> **PROVIDED DATA**
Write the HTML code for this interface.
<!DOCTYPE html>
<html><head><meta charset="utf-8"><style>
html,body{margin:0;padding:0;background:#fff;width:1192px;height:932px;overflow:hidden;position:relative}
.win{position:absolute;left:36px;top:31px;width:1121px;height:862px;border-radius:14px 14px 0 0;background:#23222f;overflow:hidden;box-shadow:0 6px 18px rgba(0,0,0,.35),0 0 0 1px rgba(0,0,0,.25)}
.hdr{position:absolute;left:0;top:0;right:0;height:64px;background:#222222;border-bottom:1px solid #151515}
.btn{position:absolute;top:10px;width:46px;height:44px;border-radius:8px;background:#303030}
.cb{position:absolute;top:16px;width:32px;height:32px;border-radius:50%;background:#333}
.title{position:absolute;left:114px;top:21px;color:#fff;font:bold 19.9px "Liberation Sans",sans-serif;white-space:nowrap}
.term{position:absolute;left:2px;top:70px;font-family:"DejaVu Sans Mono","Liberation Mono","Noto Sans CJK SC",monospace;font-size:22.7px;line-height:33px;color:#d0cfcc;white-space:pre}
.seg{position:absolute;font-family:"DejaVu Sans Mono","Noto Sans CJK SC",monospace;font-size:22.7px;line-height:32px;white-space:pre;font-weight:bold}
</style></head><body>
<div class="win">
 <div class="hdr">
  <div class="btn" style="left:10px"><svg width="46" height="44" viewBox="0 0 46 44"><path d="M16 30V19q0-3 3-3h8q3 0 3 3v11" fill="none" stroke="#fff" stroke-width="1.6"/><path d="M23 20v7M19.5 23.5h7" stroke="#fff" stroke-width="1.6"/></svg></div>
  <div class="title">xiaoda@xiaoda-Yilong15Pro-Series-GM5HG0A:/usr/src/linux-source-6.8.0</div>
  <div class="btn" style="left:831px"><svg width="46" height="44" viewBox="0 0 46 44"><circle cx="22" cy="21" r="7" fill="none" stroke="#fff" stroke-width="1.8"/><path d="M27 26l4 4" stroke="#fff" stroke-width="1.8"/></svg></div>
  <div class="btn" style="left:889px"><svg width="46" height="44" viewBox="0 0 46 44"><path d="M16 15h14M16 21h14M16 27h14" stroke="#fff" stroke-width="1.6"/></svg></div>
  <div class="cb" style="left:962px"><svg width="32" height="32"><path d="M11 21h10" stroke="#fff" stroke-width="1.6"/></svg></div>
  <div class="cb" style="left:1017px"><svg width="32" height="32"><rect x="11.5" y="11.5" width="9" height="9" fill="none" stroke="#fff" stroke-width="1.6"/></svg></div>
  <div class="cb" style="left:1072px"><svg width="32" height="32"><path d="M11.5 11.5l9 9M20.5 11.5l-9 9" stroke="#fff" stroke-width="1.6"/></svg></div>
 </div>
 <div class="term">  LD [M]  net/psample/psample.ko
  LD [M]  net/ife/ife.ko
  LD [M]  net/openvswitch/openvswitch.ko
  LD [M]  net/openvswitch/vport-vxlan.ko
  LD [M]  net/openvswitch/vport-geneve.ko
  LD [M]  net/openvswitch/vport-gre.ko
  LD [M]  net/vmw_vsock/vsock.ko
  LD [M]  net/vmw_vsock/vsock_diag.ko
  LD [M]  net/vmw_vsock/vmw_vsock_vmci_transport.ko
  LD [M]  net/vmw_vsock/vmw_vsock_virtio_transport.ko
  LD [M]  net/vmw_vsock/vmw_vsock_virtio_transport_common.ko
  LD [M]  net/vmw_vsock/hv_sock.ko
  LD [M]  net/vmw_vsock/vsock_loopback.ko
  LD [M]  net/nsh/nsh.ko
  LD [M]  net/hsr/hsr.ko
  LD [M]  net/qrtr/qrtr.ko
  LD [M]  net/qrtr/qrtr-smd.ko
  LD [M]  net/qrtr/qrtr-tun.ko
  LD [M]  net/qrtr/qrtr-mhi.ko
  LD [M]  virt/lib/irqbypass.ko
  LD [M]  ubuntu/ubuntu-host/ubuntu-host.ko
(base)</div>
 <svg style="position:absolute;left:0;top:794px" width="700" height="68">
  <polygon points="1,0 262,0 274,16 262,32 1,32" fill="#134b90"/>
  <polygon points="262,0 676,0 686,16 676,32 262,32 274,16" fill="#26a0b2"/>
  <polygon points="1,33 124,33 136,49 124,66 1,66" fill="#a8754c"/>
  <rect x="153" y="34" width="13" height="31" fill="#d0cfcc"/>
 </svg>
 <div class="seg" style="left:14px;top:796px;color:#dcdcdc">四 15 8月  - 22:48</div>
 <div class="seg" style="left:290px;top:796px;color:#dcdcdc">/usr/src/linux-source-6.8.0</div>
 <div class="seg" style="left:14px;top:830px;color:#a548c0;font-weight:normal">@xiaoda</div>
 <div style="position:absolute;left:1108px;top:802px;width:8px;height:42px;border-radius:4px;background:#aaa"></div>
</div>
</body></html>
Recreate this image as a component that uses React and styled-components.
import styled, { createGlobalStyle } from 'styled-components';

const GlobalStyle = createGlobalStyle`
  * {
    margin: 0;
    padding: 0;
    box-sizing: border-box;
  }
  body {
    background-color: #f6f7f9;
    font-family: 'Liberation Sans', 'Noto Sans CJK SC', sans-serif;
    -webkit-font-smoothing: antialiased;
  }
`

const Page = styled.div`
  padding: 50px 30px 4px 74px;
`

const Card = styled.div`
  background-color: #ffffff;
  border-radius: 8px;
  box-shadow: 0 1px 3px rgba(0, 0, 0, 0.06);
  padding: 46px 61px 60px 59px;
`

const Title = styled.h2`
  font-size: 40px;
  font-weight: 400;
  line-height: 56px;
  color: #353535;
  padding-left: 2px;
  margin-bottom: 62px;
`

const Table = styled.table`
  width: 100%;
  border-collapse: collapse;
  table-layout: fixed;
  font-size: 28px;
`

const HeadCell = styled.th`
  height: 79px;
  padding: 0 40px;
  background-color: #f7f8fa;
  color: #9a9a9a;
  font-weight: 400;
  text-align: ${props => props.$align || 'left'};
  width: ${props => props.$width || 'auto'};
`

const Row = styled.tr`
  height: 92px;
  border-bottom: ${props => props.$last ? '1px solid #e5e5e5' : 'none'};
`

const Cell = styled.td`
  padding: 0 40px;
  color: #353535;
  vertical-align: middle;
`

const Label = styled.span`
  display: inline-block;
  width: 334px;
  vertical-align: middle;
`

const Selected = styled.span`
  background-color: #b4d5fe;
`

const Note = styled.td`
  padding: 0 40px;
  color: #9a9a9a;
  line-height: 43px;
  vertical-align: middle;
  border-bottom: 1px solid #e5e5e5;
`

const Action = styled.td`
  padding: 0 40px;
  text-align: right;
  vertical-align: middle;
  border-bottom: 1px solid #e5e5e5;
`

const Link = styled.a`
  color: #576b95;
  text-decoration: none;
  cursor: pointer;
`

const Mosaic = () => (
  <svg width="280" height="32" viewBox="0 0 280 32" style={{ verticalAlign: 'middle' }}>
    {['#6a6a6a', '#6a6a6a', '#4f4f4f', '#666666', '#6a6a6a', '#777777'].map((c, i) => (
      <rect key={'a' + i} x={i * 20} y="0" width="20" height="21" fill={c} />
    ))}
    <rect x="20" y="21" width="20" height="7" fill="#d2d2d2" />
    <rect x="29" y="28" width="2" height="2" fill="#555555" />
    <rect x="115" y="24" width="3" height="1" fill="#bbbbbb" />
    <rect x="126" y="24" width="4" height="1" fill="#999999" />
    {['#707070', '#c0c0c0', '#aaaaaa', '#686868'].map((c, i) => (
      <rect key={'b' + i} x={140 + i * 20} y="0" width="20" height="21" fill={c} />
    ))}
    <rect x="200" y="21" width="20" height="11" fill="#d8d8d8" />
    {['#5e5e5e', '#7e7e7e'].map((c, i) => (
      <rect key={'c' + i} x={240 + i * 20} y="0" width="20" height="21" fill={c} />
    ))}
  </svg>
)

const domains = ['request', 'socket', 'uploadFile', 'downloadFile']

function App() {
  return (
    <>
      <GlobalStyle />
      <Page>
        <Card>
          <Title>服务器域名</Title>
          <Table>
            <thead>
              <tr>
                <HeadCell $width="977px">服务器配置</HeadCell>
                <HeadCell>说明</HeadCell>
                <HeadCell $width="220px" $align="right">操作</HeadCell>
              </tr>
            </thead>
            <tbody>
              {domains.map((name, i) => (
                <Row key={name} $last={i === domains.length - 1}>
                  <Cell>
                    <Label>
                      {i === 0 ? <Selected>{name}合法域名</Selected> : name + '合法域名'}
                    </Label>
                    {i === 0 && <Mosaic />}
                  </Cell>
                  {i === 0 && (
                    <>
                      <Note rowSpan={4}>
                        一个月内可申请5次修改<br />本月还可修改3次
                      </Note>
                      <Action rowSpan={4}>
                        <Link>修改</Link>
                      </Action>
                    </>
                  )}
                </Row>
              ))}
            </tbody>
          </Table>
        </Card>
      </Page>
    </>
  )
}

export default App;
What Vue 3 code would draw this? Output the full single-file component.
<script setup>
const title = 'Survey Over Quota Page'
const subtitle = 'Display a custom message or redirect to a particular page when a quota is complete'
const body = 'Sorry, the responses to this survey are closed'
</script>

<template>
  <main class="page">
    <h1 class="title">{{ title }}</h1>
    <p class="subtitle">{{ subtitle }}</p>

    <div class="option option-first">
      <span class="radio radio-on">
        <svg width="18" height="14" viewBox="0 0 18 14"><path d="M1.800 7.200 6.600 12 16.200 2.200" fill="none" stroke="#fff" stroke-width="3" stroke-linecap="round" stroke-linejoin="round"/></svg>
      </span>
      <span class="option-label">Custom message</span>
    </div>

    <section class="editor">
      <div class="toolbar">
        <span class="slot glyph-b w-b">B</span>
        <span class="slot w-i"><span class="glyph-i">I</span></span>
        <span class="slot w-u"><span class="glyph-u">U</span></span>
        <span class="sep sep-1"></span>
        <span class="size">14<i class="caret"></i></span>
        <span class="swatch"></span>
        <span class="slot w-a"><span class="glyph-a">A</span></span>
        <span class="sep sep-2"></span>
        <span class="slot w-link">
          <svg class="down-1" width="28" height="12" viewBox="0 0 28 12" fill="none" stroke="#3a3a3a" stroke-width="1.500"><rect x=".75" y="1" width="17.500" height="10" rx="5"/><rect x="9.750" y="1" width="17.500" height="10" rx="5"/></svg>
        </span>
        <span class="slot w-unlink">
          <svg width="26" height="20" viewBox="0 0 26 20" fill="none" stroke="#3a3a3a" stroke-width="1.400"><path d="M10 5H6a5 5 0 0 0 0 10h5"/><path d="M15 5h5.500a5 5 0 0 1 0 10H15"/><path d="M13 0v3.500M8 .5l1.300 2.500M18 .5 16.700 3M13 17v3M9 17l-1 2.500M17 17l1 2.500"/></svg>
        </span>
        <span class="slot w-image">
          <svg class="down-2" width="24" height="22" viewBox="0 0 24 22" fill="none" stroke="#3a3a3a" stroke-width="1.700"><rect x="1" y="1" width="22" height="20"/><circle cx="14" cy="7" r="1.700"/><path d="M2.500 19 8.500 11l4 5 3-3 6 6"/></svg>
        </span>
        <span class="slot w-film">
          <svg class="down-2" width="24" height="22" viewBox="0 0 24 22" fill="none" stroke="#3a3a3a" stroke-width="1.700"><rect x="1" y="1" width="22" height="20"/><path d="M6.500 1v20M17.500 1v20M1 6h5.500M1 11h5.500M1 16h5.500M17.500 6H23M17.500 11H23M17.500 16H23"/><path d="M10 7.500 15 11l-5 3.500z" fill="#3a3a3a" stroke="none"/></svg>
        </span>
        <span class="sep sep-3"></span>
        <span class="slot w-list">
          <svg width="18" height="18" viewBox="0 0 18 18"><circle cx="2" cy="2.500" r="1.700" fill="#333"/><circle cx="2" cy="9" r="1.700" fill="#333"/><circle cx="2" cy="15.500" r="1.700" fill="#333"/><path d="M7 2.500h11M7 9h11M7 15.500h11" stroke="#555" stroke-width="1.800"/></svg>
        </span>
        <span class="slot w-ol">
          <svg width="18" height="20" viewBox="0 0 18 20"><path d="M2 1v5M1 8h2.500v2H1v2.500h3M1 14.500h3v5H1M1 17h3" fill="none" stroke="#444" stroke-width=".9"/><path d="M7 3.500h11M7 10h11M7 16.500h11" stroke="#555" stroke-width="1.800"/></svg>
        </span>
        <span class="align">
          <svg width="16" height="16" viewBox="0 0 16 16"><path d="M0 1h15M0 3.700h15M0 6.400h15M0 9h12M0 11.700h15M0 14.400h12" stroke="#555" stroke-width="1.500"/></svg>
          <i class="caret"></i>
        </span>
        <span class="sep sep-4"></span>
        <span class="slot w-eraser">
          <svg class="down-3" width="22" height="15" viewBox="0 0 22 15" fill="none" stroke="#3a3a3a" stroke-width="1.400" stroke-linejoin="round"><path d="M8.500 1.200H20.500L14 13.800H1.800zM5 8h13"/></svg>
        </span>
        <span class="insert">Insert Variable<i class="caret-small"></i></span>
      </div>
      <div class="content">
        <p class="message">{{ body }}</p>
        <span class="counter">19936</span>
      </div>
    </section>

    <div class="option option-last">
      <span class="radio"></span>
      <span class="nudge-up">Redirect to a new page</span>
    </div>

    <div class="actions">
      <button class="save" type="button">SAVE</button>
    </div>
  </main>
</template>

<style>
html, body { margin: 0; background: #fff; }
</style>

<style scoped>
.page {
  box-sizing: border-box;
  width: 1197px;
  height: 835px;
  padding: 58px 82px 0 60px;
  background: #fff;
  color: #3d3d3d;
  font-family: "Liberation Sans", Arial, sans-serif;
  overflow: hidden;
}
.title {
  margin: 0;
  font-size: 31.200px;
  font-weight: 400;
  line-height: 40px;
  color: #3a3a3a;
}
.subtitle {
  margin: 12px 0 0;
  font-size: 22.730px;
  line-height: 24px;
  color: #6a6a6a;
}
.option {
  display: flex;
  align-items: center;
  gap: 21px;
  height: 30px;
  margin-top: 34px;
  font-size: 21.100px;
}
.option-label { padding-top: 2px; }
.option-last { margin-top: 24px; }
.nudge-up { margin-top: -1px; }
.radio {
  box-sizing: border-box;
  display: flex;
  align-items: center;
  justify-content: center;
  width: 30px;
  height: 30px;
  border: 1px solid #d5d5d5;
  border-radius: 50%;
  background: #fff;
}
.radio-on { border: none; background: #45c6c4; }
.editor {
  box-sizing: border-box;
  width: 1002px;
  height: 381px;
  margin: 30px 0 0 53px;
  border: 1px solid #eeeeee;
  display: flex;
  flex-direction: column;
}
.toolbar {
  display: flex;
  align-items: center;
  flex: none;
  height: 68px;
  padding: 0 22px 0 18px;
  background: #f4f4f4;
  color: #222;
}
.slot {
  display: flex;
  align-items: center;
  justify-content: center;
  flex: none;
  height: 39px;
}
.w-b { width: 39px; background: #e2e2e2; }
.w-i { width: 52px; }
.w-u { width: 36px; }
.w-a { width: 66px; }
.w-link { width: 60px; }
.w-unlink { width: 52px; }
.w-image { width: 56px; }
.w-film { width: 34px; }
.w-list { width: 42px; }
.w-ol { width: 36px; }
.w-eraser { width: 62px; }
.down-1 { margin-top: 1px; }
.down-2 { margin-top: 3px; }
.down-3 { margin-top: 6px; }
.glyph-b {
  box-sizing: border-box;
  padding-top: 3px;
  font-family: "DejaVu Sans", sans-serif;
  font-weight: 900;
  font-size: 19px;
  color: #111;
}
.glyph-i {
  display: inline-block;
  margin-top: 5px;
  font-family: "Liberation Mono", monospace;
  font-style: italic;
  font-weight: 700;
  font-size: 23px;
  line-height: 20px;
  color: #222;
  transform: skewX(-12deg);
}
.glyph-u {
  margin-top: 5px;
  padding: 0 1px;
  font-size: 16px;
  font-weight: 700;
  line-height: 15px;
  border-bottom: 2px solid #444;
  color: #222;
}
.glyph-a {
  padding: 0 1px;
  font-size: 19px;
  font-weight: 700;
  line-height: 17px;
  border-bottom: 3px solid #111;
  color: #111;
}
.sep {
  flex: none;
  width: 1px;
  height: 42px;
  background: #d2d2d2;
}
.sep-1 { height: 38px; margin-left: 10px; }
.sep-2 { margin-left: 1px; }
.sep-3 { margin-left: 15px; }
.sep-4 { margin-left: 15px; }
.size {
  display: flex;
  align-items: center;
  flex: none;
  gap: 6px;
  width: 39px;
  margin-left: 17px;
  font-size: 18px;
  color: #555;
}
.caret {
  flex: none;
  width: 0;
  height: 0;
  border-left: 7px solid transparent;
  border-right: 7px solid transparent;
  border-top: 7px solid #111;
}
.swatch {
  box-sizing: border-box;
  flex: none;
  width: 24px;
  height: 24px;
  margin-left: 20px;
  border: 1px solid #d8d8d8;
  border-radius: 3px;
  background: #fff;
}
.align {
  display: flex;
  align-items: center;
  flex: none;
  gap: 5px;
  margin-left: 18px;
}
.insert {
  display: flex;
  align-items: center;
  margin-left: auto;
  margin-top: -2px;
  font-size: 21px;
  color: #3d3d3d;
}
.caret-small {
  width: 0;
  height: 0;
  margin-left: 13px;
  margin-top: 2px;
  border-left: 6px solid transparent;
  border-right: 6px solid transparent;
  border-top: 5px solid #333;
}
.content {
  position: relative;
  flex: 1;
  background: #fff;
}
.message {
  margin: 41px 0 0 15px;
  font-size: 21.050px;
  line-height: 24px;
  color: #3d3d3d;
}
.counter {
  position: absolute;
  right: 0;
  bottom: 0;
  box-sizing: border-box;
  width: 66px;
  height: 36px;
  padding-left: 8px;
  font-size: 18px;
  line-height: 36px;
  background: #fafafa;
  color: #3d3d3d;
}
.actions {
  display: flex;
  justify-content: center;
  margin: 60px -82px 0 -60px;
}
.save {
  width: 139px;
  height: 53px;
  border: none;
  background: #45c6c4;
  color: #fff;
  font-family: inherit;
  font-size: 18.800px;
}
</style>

> **TASK GOAL**
Which lines above contain the word "code"? Copy each of them.

> **SOLUTION BELOW**
Write the HTML code for this interface.
What Vue 3 code would draw this? Output the full single-file component.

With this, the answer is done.